Tuesday, January 3, 2012

News Update 2 Supreme Court justices to step down in 2012?

Owing to mounting pressure from the executive department following the impeachment of Chief Justice Renato Corona, two justices of the 15-member Supreme Court (SC) are reportedly contemplating stepping down this year, sources revealed yesterday.

Three separate sources revealed the two appointees of former President Gloria Macapagal-Arroyo would cut their term short and have made known their intention of relinquishing their posts, even if their retirements go beyond the term of President Aquino.

The STAR, however, is withholding the names of the two magistrates and the circumstances under which they would be retiring early by way of resignation.

Vaguely, the first justice is supposed to retire in 2019 while the other one retires in 2017. Aquino will be stepping down from the presidency on June 30, 2016, after his fixed six-year term in office.

Of the 15 justices, Aquino only has three appointees - Justices Maria Lourdes Sereno, Bienvenido Reyes and Estela Perlas-Bernabe.
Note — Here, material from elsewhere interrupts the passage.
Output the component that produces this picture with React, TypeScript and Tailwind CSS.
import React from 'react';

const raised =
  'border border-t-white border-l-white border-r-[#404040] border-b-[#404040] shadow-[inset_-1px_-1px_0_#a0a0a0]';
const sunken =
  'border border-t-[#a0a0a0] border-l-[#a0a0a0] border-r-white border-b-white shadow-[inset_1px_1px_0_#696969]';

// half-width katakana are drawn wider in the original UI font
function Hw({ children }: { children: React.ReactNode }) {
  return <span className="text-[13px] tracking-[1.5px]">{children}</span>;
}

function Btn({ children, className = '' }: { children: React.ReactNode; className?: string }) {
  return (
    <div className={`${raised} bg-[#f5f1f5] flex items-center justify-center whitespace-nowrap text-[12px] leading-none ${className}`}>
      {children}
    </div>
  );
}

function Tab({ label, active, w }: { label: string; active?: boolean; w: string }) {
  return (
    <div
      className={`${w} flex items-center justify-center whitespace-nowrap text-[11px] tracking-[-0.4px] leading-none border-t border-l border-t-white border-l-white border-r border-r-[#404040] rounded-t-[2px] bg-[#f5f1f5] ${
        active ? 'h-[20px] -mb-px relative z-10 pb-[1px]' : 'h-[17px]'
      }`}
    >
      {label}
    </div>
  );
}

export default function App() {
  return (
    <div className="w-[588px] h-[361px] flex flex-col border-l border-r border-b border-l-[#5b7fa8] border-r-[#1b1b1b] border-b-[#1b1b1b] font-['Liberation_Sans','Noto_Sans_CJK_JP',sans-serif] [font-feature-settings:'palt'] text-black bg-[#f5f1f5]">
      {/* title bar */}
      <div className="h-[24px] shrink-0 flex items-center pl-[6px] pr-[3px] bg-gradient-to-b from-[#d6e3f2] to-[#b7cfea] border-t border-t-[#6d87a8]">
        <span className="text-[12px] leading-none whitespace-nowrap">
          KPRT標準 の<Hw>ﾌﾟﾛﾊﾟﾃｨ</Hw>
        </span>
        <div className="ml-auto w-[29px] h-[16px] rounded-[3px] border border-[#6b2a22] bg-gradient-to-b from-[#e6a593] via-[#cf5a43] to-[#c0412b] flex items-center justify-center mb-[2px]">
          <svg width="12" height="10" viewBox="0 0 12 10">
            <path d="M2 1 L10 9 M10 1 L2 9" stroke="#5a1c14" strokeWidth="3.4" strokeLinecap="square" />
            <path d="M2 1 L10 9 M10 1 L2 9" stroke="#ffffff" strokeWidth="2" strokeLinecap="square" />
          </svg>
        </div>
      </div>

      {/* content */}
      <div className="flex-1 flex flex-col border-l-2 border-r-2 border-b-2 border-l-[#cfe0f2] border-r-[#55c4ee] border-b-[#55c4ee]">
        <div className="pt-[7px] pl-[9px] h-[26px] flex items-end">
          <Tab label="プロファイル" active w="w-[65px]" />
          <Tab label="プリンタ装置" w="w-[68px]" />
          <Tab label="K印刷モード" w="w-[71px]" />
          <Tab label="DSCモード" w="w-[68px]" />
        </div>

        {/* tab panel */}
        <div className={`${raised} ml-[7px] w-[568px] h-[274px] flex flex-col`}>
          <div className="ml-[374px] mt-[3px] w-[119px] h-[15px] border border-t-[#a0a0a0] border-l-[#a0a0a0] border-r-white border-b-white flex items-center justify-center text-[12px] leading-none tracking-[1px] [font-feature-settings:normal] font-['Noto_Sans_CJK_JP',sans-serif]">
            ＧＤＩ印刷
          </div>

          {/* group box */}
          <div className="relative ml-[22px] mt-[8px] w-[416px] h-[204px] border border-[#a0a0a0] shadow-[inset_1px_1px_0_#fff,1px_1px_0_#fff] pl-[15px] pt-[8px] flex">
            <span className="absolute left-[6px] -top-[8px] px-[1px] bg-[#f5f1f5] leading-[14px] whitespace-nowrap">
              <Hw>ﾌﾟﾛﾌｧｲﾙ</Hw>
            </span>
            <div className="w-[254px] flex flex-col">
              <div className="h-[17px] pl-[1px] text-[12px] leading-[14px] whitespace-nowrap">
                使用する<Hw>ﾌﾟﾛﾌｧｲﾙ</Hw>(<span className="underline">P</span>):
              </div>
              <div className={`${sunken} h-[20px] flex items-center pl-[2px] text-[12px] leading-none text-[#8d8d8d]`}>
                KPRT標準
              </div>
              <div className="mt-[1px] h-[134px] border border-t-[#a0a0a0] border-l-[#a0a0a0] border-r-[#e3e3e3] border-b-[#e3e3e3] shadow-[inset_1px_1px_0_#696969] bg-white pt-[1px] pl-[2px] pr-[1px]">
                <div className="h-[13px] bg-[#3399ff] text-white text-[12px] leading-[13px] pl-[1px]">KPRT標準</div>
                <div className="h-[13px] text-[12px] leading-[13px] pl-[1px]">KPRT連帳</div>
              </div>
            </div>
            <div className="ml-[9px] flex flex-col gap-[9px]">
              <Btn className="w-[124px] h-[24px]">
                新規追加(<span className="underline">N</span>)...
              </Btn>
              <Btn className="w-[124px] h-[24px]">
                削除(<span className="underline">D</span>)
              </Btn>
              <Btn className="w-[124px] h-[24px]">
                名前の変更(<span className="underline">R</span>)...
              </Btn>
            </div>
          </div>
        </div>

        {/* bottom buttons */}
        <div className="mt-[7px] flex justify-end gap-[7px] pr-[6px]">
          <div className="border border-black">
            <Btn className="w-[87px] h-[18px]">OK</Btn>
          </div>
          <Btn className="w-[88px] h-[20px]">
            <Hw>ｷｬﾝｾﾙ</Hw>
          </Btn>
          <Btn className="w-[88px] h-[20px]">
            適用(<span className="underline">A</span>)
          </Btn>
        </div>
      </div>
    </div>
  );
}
The rest were appointees of Arroyo, now a Pampanga representative.

While the 13 are Arroyo appointees, one of them - Senior Associate Justice Antonio Carpio - has been vocal against the former president, whose family had been his client for a long time until their falling out sometime in 2006, or after the “Hello, Garci” election fraud scandal broke out.

Carpio’s law firm had been opposing Corona’s appointment, but failed. But now with the impeachment trial, hopes have again resurfaced, especially because he has been sympathetic to Aquino, and his law firm advises Transportation and Communications Secretary Manuel “Mar” Roxas II.
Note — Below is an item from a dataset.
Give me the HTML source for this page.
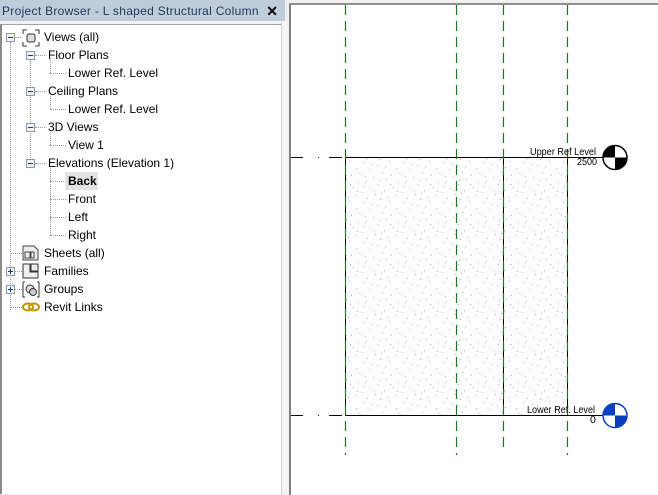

While the current impeachment is focused on Corona, Aquino is open to the idea of having all the Arroyo-appointed justices impeached, if only for his reform agenda to bear fruit, as he sees them as stumbling blocks to his efforts to reform government.

Preparing a replacement

Aquino has asked his legal advisers for a list of candidates who might replace Corona even in the absence of a vacancy.
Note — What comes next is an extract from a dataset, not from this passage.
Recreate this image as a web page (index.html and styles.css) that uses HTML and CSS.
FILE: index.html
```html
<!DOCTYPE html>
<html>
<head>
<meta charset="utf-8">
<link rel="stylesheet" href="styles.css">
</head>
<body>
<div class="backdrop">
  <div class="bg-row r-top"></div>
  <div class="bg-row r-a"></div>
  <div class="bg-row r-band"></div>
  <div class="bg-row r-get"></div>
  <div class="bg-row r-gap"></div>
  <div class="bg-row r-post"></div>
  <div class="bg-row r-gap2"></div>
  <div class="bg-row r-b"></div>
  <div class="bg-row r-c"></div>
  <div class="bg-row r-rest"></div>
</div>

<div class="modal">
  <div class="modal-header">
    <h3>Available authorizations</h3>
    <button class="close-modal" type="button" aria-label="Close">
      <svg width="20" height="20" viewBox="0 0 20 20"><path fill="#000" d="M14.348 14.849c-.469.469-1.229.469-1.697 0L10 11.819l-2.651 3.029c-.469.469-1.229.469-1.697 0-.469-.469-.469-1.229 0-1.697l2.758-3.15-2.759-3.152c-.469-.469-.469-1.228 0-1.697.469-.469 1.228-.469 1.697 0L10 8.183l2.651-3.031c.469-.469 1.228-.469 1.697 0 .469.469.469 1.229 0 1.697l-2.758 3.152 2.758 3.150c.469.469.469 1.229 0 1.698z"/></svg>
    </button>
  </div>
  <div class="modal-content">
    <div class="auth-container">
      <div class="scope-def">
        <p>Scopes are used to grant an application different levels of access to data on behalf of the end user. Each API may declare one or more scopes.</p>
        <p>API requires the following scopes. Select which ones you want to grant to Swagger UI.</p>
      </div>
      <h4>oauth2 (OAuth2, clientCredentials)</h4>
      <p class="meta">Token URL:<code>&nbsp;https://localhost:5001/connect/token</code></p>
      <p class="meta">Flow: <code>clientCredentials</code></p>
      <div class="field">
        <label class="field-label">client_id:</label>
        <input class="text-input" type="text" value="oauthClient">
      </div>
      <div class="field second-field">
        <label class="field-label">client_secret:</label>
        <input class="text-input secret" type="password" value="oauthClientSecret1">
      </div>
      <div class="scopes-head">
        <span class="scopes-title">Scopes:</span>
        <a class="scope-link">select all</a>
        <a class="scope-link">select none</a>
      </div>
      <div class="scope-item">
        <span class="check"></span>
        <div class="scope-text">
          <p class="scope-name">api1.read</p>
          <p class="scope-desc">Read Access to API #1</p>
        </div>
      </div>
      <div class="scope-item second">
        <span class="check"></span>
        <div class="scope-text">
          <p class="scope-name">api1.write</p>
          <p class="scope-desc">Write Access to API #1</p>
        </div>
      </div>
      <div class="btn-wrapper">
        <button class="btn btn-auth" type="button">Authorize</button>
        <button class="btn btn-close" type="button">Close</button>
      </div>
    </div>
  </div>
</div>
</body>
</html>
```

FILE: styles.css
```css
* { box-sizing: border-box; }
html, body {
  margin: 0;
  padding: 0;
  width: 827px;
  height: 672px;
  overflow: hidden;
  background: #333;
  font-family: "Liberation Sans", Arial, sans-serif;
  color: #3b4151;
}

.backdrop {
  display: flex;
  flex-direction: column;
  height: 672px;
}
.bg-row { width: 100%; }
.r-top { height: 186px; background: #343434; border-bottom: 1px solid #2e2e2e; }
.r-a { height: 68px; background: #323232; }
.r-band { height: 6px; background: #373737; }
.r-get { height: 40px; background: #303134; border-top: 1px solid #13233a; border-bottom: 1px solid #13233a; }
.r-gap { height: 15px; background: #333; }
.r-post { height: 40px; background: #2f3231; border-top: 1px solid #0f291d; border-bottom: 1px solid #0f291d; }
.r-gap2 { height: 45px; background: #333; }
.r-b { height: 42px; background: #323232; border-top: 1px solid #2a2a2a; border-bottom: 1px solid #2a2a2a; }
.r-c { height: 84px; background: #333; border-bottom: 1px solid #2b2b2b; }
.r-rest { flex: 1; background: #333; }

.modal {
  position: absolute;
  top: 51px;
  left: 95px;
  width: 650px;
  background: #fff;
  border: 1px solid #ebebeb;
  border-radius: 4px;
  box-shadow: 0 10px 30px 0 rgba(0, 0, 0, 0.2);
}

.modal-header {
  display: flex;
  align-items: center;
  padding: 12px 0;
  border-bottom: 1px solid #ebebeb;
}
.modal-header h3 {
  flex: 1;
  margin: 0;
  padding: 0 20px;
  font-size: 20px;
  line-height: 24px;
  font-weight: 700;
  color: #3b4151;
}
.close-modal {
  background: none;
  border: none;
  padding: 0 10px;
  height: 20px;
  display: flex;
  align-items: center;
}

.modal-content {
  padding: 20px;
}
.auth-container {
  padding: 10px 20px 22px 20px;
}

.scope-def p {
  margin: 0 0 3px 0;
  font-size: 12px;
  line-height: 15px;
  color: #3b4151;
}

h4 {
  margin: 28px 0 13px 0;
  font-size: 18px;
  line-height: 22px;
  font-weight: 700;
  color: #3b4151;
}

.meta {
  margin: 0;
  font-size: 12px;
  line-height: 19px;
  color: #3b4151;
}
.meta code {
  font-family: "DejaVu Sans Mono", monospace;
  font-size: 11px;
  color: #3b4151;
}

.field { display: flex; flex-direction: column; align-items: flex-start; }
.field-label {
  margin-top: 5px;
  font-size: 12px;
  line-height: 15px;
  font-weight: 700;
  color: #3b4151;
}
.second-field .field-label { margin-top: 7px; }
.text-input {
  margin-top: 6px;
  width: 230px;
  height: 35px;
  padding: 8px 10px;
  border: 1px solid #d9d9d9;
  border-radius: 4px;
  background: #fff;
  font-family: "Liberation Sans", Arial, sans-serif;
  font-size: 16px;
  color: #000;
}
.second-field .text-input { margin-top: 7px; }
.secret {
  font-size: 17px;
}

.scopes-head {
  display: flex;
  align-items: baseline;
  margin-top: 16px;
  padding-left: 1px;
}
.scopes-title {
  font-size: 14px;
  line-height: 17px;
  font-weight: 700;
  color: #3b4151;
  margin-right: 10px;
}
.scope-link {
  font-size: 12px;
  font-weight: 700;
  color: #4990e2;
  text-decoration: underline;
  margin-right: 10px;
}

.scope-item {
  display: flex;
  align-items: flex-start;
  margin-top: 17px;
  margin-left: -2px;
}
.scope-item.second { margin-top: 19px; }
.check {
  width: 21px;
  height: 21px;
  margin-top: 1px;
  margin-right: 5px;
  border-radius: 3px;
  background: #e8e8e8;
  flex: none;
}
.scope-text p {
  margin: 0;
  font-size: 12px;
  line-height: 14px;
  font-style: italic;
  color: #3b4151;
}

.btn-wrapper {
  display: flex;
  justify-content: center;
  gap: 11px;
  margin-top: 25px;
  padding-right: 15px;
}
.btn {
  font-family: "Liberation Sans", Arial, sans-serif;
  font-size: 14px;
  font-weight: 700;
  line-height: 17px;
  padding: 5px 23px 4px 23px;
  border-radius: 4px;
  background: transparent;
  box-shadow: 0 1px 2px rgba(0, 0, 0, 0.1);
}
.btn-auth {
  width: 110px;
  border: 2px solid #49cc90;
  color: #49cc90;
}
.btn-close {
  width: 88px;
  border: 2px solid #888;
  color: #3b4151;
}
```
“He’s not a lawyer that’s why he needs to rely on his legal team to look into (such list),” presidential spokesman Edwin Lacierda said earlier.

Lacierda though clarified this is not in any way an encroachment on the turf of the Judicial and Bar Council (JBC).

“Very clearly, the President did not instruct the JBC, the President instructed his legal advisers in case that there will be a removal of a chief justice to look for a chief justice but there is still shortlist yet. Let me clarify, there is still no shortlist yet,” he said.

The nine-man JBC is the constitutional body that screens nominees to the judiciary, comes up with a shortlist and submits it to the President, who shall choose from among the list on who he wants to appoint.

The JBC can only screen candidates to a post once it is declared vacant. In this case, Corona has yet to undergo trial at the Senate impeachment court starting Jan. 16, and has yet to be acquitted or convicted, which means there is no vacancy for the top SC post.

“This is merely an eventuality but he has asked his legal advisers to look into names for possible chief justice. But there is no shortlist yet. There’s no legal issue because we’re just preparing for a contingency. This is just a contingency,” Lacierda said.

Aquino also has the option of appointing an outsider - or a lawyer who does not come from the ranks of the 15 Supreme Court justices.

“The President mentioned that he’s open to an outsider,” Lacierda said.

In an interview with veteran reporter Lynda Jumilla, host of ABS-CBN News Channel’s “Strictly Politics,” Aquino admitted having asked his legal team to give him a list of possible candidates who could replace Corona.

Aquino said he is not yet looking at Corona’s replacement but wants to be ready in case the Chief Justice is removed.

When asked if he wants Carpio as Corona’s replacement, Aquino said, “There’s no shortlist yet.”